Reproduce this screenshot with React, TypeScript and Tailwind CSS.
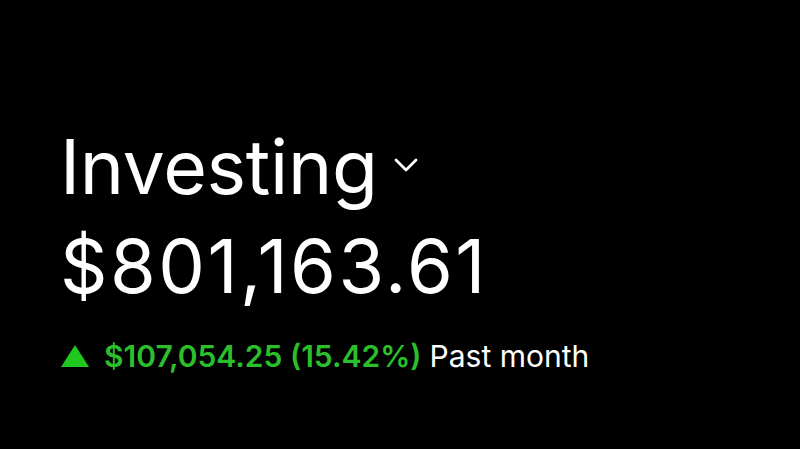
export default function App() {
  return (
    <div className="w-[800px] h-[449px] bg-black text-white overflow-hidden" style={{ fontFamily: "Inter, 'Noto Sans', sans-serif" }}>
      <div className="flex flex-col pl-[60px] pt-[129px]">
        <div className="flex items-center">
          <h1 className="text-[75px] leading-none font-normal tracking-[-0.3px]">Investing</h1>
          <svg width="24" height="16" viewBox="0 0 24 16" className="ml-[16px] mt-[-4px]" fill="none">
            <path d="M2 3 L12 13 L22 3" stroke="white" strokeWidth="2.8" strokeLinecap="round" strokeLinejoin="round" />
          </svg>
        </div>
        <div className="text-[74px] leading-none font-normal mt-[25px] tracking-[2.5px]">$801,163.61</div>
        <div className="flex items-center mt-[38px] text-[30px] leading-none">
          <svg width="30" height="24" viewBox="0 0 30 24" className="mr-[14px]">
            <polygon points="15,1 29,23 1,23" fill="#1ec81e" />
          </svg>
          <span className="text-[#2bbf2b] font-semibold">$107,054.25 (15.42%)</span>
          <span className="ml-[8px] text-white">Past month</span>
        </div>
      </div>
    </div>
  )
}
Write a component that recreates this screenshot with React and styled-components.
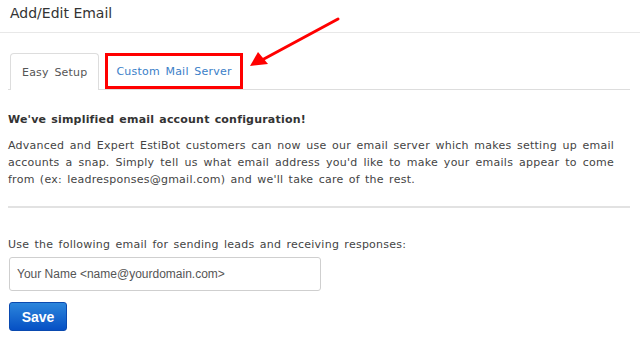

# Requirements:
Quote the records above in full, dropping each picture.

# Completed task:
Reproduce this screenshot with React, TypeScript and Tailwind CSS.
export default function App() {
  return (
    <div className="w-[800px] h-[449px] bg-black text-white overflow-hidden" style={{ fontFamily: "Inter, 'Noto Sans', sans-serif" }}>
      <div className="flex flex-col pl-[60px] pt-[129px]">
        <div className="flex items-center">
          <h1 className="text-[75px] leading-none font-normal tracking-[-0.3px]">Investing</h1>
          <svg width="24" height="16" viewBox="0 0 24 16" className="ml-[16px] mt-[-4px]" fill="none">
            <path d="M2 3 L12 13 L22 3" stroke="white" strokeWidth="2.8" strokeLinecap="round" strokeLinejoin="round" />
          </svg>
        </div>
        <div className="text-[74px] leading-none font-normal mt-[25px] tracking-[2.5px]">$801,163.61</div>
        <div className="flex items-center mt-[38px] text-[30px] leading-none">
          <svg width="30" height="24" viewBox="0 0 30 24" className="mr-[14px]">
            <polygon points="15,1 29,23 1,23" fill="#1ec81e" />
          </svg>
          <span className="text-[#2bbf2b] font-semibold">$107,054.25 (15.42%)</span>
          <span className="ml-[8px] text-white">Past month</span>
        </div>
      </div>
    </div>
  )
}
Write a component that recreates this screenshot with React and styled-components.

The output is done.